Note that a symmetric matrix is constructed by adding $T$ and its transpose, while an asymmetric matrix is constructed by subtracting the transpose from $T$ . $\begin{aligned} S & = \frac{1}{2} (T + T^{T}) \\ A & = \frac{1}{2} (T - T^{T}) \end{aligned}$ Adding the above equations shows that $T = S + A$ .

Next, note that a real matrix is constructed by adding $T$ and its conjugate, while an imaginary matrix is constructed by subtracting the conjugate from $T$ . $\begin{aligned} R & = \frac{1}{2} (T + T^{*}) \\ M & = \frac{1}{2} (T - T^{*}) \end{aligned}$ Adding the above equations shows that $T = R + M$ .

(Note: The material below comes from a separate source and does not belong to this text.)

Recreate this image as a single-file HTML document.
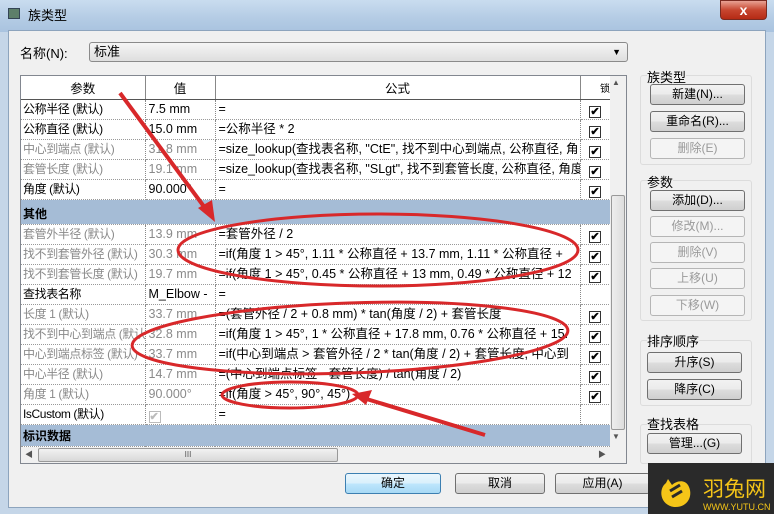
<!DOCTYPE html>
<html><head><meta charset="utf-8"><style>
*{margin:0;padding:0;box-sizing:border-box}
body{width:774px;height:514px;overflow:hidden;background:#c5d6e8;font-family:"Liberation Sans","Noto Sans CJK SC",sans-serif;font-size:12px;color:#000;position:relative}
.a{position:absolute}
.title{left:0;top:0;width:774px;height:32px;background:linear-gradient(180deg,#c9dcef,#b3cbe4 60%,#a9c3df)}
.client{left:8px;top:30px;width:758px;height:478px;background:#f0f0f0;border:1px solid #8da4bd}
.btn{position:absolute;height:21px;border:1px solid #707070;border-radius:3px;background:linear-gradient(#f2f2f2,#ebebeb 50%,#dddddd 51%,#cfcfcf);text-align:center;line-height:19px;font-size:12px}
.dis{color:#9a9a9a;border-color:#b5b5b5;background:#f4f4f4}
.grp{position:absolute;border:1px solid #dcdcdc;border-radius:3px}
.lbl{position:absolute;font-size:13px}
table{border-collapse:collapse;table-layout:fixed;position:absolute;left:21px;top:76px;width:589px}
td{height:20px;border-right:1px dotted #888;border-bottom:1px dotted #999;padding-left:3px;white-space:nowrap;overflow:hidden;font-size:12.5px;line-height:19px}
td:first-child{font-size:12px;letter-spacing:-0.4px;padding-left:2px}
td.c{padding:0;text-align:center}
.g td{color:#8a8a8a}
.g td:nth-child(3){color:#000}
th{height:23px;font-weight:normal;border-right:1px solid #888;border-bottom:1px solid #555;background:#fff;font-size:12.5px}
tr.h td{background:#a5bcd6;font-weight:bold;height:25px;border-right:none;vertical-align:bottom;letter-spacing:0}
.cb{display:inline-block;width:12px;height:12px;border:1px solid #333;background:#fff;position:relative;top:2px;font-size:11px;line-height:10px;font-weight:bold;color:#000}
</style></head><body>
<div class="a title"></div>
<div class="a" style="left:8px;top:8px;width:12px;height:11px;background:#5d7f6a;border:1px solid #345"></div>
<div class="a" style="left:28px;top:5px;font-size:13px">族类型</div>
<div class="a" style="left:720px;top:0;width:47px;height:20px;background:linear-gradient(#e8a193,#c7462f 50%,#b52a14);border:1px solid #7a2a20;border-radius:0 0 4px 4px;color:#fff;text-align:center;font-weight:bold;line-height:19px;font-size:14px">x</div>
<div class="a client"></div>
<div class="lbl" style="left:20px;top:43px">名称(N):</div>
<div class="a" style="left:89px;top:42px;width:539px;height:20px;border:1px solid #8a8a8a;border-radius:3px;background:linear-gradient(#f5f5f5,#dedede);padding-left:4px;line-height:18px;font-size:13px">标准<span style="position:absolute;right:6px;top:0;font-size:9px">▼</span></div>
<div class="a" style="left:20px;top:75px;width:607px;height:389px;border:1px solid #828790;background:#fff"></div>
<table>
<colgroup><col style="width:124px"><col style="width:70px"><col style="width:365px"><col style="width:30px"></colgroup>
<tr><th>参数</th><th>值</th><th>公式</th><th style="border-right:none;text-align:right;font-size:10px">锁</th></tr>
<tr><td>公称半径 (默认)</td><td>7.5 mm</td><td>=</td><td class="c"><span class="cb">✔</span></td></tr>
<tr><td>公称直径 (默认)</td><td>15.0 mm</td><td>=公称半径 * 2</td><td class="c"><span class="cb">✔</span></td></tr>
<tr class="g"><td>中心到端点 (默认)</td><td>31.8 mm</td><td>=size_lookup(查找表名称, "CtE", 找不到中心到端点, 公称直径, 角</td><td class="c"><span class="cb">✔</span></td></tr>
<tr class="g"><td>套管长度 (默认)</td><td>19.1 mm</td><td>=size_lookup(查找表名称, "SLgt", 找不到套管长度, 公称直径, 角度</td><td class="c"><span class="cb">✔</span></td></tr>
<tr><td>角度 (默认)</td><td>90.000°</td><td>=</td><td class="c"><span class="cb">✔</span></td></tr>
<tr class="h"><td colspan="4">其他</td></tr>
<tr class="g"><td>套管外半径 (默认)</td><td>13.9 mm</td><td>=套管外径 / 2</td><td class="c"><span class="cb">✔</span></td></tr>
<tr class="g"><td>找不到套管外径 (默认)</td><td>30.3 mm</td><td>=if(角度 1 &gt; 45°, 1.11 * 公称直径 + 13.7 mm, 1.11 * 公称直径 +</td><td class="c"><span class="cb">✔</span></td></tr>
<tr class="g"><td>找不到套管长度 (默认)</td><td>19.7 mm</td><td>=if(角度 1 &gt; 45°, 0.45 * 公称直径 + 13 mm, 0.49 * 公称直径 + 12</td><td class="c"><span class="cb">✔</span></td></tr>
<tr><td>查找表名称</td><td>M_Elbow -</td><td>=</td><td class="c"></td></tr>
<tr class="g"><td>长度 1 (默认)</td><td>33.7 mm</td><td>=(套管外径 / 2 + 0.8 mm) * tan(角度 / 2) + 套管长度</td><td class="c"><span class="cb">✔</span></td></tr>
<tr class="g"><td>找不到中心到端点 (默认)</td><td>32.8 mm</td><td>=if(角度 1 &gt; 45°, 1 * 公称直径 + 17.8 mm, 0.76 * 公称直径 + 15.</td><td class="c"><span class="cb">✔</span></td></tr>
<tr class="g"><td>中心到端点标签 (默认)</td><td>33.7 mm</td><td>=if(中心到端点 &gt; 套管外径 / 2 * tan(角度 / 2) + 套管长度, 中心到</td><td class="c"><span class="cb">✔</span></td></tr>
<tr class="g"><td>中心半径 (默认)</td><td>14.7 mm</td><td>=(中心到端点标签 - 套管长度) / tan(角度 / 2)</td><td class="c"><span class="cb">✔</span></td></tr>
<tr class="g"><td>角度 1 (默认)</td><td>90.000°</td><td>=if(角度 &gt; 45°, 90°, 45°)</td><td class="c"><span class="cb">✔</span></td></tr>
<tr><td>IsCustom (默认)</td><td><span class="cb" style="border-color:#bbb;color:#bbb">✔</span></td><td>=</td><td class="c"></td></tr>
<tr class="h"><td colspan="4" style="height:22px">标识数据</td></tr>
</table>
<div class="a" style="left:610px;top:76px;width:16px;height:371px;background:#f0f0f0"></div>
<div class="a" style="left:612px;top:78px;font-size:8px;color:#555">▲</div>
<div class="a" style="left:611px;top:195px;width:14px;height:235px;border:1px solid #999;border-radius:2px;background:linear-gradient(90deg,#eee,#ddd)"></div>
<div class="a" style="left:612px;top:432px;font-size:8px;color:#555">▼</div>
<div class="a" style="left:21px;top:447px;width:605px;height:16px;background:#f0f0f0"></div>
<div class="a" style="left:38px;top:448px;width:300px;height:14px;border:1px solid #999;border-radius:2px;background:linear-gradient(#f2f2f2,#d8d8d8);text-align:center;font-size:8px;line-height:12px;color:#555">III</div>
<div class="a" style="left:25px;top:449px;font-size:8px;color:#555">◀</div>
<div class="a" style="left:598px;top:449px;font-size:8px;color:#555">▶</div>
<div class="grp" style="left:640px;top:75px;width:112px;height:90px"></div>
<div class="lbl" style="left:647px;top:67px;background:#f0f0f0">族类型</div>
<div class="btn" style="left:650px;top:84px;width:95px">新建(N)...</div>
<div class="btn" style="left:650px;top:111px;width:95px">重命名(R)...</div>
<div class="btn dis" style="left:650px;top:138px;width:95px">删除(E)</div>
<div class="grp" style="left:640px;top:180px;width:112px;height:141px"></div>
<div class="lbl" style="left:647px;top:172px;background:#f0f0f0">参数</div>
<div class="btn" style="left:650px;top:190px;width:95px">添加(D)...</div>
<div class="btn dis" style="left:650px;top:216px;width:95px">修改(M)...</div>
<div class="btn dis" style="left:650px;top:242px;width:95px">删除(V)</div>
<div class="btn dis" style="left:650px;top:268px;width:95px">上移(U)</div>
<div class="btn dis" style="left:650px;top:295px;width:95px">下移(W)</div>
<div class="grp" style="left:640px;top:340px;width:112px;height:66px"></div>
<div class="lbl" style="left:647px;top:331px;background:#f0f0f0">排序顺序</div>
<div class="btn" style="left:647px;top:352px;width:95px">升序(S)</div>
<div class="btn" style="left:647px;top:379px;width:95px">降序(C)</div>
<div class="grp" style="left:640px;top:424px;width:112px;height:40px"></div>
<div class="lbl" style="left:647px;top:414px;background:#f0f0f0">查找表格</div>
<div class="btn" style="left:647px;top:433px;width:95px">管理...(G)</div>
<div class="btn" style="left:345px;top:473px;width:96px;border-color:#3c7fb1;background:linear-gradient(#eaf6fd,#d9f0fc 50%,#bee6fd 51%,#a7d9f5)">确定</div>
<div class="btn" style="left:455px;top:473px;width:90px">取消</div>
<div class="btn" style="left:555px;top:473px;width:95px">应用(A)</div>
<div class="a" style="left:648px;top:463px;width:126px;height:51px;background:#2a2a2a"></div>
<svg class="a" style="left:648px;top:463px" width="126" height="51">
<path d="M18 20 C10 26 12 42 26 44 C40 45 46 32 40 22 C36 16 28 18 24 22 L20 16 Z" fill="#f5c518"/>
<path d="M22 28 L32 22 M24 34 L34 28" stroke="#2a2a2a" stroke-width="3"/>
<text x="55" y="33" fill="#f5c518" font-size="21" font-family="Noto Sans CJK SC,sans-serif">羽兔网</text>
<text x="55" y="47" fill="#f5c518" font-size="9" font-family="Liberation Sans,sans-serif">WWW.YUTU.CN</text>
</svg>
<svg class="a" style="left:0;top:0" width="774" height="514">
<g fill="none" stroke="#d8282a" stroke-width="3">
<ellipse cx="378" cy="250" rx="200" ry="36"/>
<ellipse cx="350" cy="338" rx="218" ry="35" transform="rotate(-2 350 338)"/>
<ellipse cx="290" cy="395" rx="68" ry="13"/>
</g>
<path d="M120 93 L208 212" stroke="#d8282a" stroke-width="4"/>
<path d="M198 208 L215 222 L212 200 Z" fill="#d8282a"/>
<path d="M485 435 L360 397" stroke="#d8282a" stroke-width="4"/>
<path d="M352 394 L372 390 L366 405 Z" fill="#d8282a"/>
</svg>
</body></html>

Finally, note that a Hermitian matrix is constructed by adding $T$ and its Hermitian conjugate, while an skew-Hermitian matrix is constructed by subtracting the Hermitian conjugate from $T$ . $\begin{aligned} H & = \frac{1}{2} (T + T^{†}) \\ K & = \frac{1}{2} (T - T^{†}) \end{aligned}$ Adding the above equations shows that $T = H + K$ .
How does one test to see if $A$ and $B$ share the same independent eigenvectors? Provide examples in physics of two linear operators that share eigenvectors, and two linear operators that do not. [answer]

They share the same independent eigenvectors iff $AB = BA$ , i.e., they commute. An example of linear operators that commute and therefore share eigenvectors are $L^{2}$ and $L_{z}$ ; an example of matrices that do not commute and therefore do not share eigenvectors are $L_{x}$ and $L_{z}$ , where $L$ is the orbital angular momentum operator of quantum mechanics, and $L_{n}$ is its projection on the $n$ Cartesian axis..
☸ For some tensorial linear equation $A x = b$ , suppose there is one representation of this equation in the primed basis $^{'}$ , $A^{'} x^{'} = b^{'}$ and another representation in the unprimed basis, $A x = b .$ Given the unprimed basis is a linear transformation of the primed basis, i.e., $S v^{'} = v$ , find the matrix representation of $A$ in the unprimed basis in terms of $A^{'}$ and $S$ . What is the relationship between the eigenvalues of $A$ , $A$ and $A^{'}$ ? What are $A$ and $A^{'}$ called with respect to one another? How does this change of basis relate to diagonalization? [answer]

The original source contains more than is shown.